RMBS

Residential mortgage-backed securities, or RMBS, are bonds or notes created by securitisation that are backed by residential mortgages or residential real estate loans.
RMBS originators are typically financial institutions that originate residential real estate or residential mortgage loans, including banks, building societies/savings & loans and mortgage finance companies. However, issuers could also include government-guaranteed securities issued following bank bailouts, such as TARP or TALF, and the Government Sponsored Enterprises Fannie Mae and Freddie Mac. To create residential mortgage-backed securities, or RMBS, institutions sell pools of their loans to a special-purpose vehicle, or SPV, which then sells the loans to a trust. The trust then repackages the loans as interest-bearing securities and issues them. This true sale of the loans to the SPV ensures that the RMBS is treated as bankruptcy-remote from the originator.
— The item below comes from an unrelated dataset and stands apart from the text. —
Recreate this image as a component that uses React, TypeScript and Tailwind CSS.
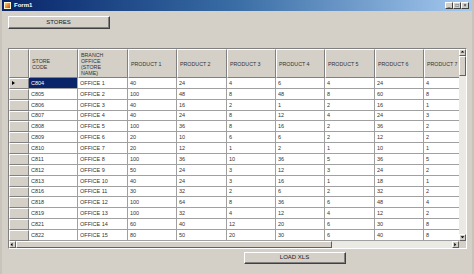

Many different types of assets back RMBS, including prime, non-conforming, sub-prime, Alt-A (or Alternative-A), buy-to-let and single-family rental (SFR) mortgages. The financial crisis caused residential mortgage valuations to plummet, leading to severe losses/defaults in many RMBS transactions (and ABS CDOs), as well as efforts to begin modifying loan documentation and indeed the creation of many credit/dislocation/distressed opportunity/recovery funds to take advantage of opportunities in the RMBS sector. Post-crisis, the Government Sponsored Enterprises Fannie Mae and Freddie Mac have developed a credit risk transfer market, comprising synthetic RMBS structures (whereby the risk is transferred via CDS tranches).